For the series to work (converge), this ratio has to be less than 1.
$\frac{|x+2|}{2} < 1$
Multiply both sides by 2: $|x+2| < 2$

"This '2' right here is our 'radius of convergence'! It means the center of our working range is at $x = -2$ (because it's $(x - (-2))$), and it stretches out 2 units in both directions."

**2. Find the Interval of Convergence:**
From $|x+2| < 2$, we know that:
$-2 < x+2 < 2$
Now, subtract 2 from all parts to find 'x':
$-2 - 2 < x < 2 - 2$
$-4 < x < 0$

This is our initial interval, but we need to check the exact edges, called "endpoints", to see if they make the series work too!

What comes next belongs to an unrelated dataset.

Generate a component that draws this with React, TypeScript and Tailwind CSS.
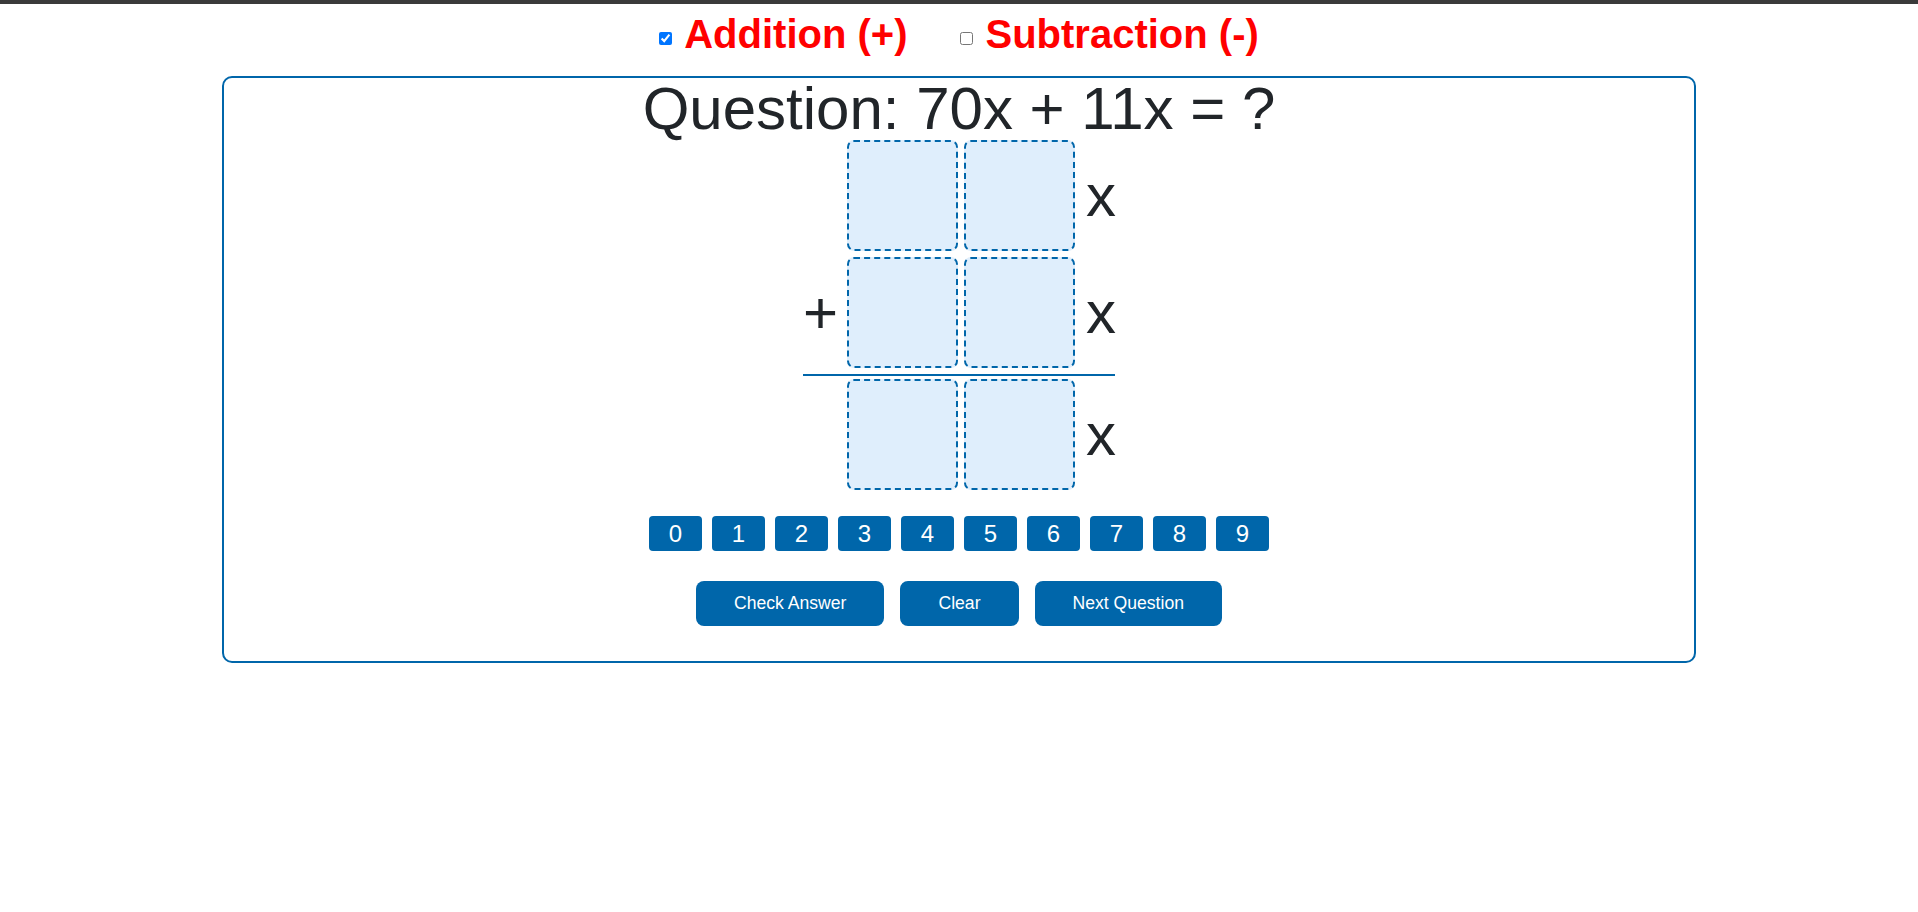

**3. Check the Endpoints:**

* **Check $x = -4$:**
Let's plug $x = -4$ back into our original series:
$\sum_{n = 2}^{\infty} \frac {(-4 + 2)^n}{2^n \ln n} = \sum_{n = 2}^{\infty} \frac {(-2)^n}{2^n \ln n}$
$= \sum_{n = 2}^{\infty} \frac {(-1 \cdot 2)^n}{2^n \ln n} = \sum_{n = 2}^{\infty} \frac {(-1)^n 2^n}{2^n \ln n}$
$= \sum_{n = 2}^{\infty} \frac {(-1)^n}{\ln n}$

"This is an 'alternating series' because of the $(-1)^n$, which makes the terms flip between positive and negative. We have a cool test for these called the 'Alternating Series Test'. If the terms (without the $(-1)^n$) are positive, get smaller and smaller, and eventually go to zero, then the series works!"
Here, the terms (without the $(-1)^n$) are $b_n = \frac{1}{\ln n}$.
1. Are they positive for $n \ge 2$? Yes, $\ln n$ is positive for $n \ge 2$, so $1/\ln n$ is positive.
2. Do they get smaller as 'n' gets bigger? Yes, as 'n' increases, $\ln n$ gets bigger, so $1/\ln n$ gets smaller.
3. Do they go to zero as 'n' gets super big? Yes, as 'n' goes to infinity, $\ln n$ goes to infinity, so $1/\ln n$ goes to zero.
"All checks passed! So, the series *converges* (works) at $x = -4$."

* **Check $x = 0$:**
Now, let's plug $x = 0$ back into our original series:
$\sum_{n = 2}^{\infty} \frac {(0 + 2)^n}{2^n \ln n} = \sum_{n = 2}^{\infty} \frac {2^n}{2^n \ln n}$
$= \sum_{n = 2}^{\infty} \frac {1}{\ln n}$

"For this one, we can compare it to another series we know. We know that for $n \ge 2$, $\ln n$ grows slower than $n$. This means $\frac{1}{\ln n}$ is actually bigger than $\frac{1}{n}$." (For example, if $n=2$, $\ln 2 \approx 0.69$, so $\frac{1}{\ln 2} \approx 1.44$. And $\frac{1}{2}=0.5$. $1.44 > 0.5$).
The series $\sum_{n = 2}^{\infty} \frac{1}{n}$ is called the 'harmonic series', and we know it goes on forever, meaning it "diverges" (doesn't work).
Since our series $\sum_{n = 2}^{\infty} \frac {1}{\ln n}$ has terms that are *bigger* than the terms of a series that already goes to infinity, our series must also go to infinity! So, it *diverges* (doesn't work) at $x = 0$."

**4. Final Answer:**
Putting it all together:
The radius of convergence is $R=2$.
The series works from $x = -4$ (including -4, because it converged there) all the way up to $x = 0$ (but NOT including 0, because it diverged there).
So, the interval of convergence is $[-4, 0)$. This means 'x' can be any number from -4 up to, but not including, 0.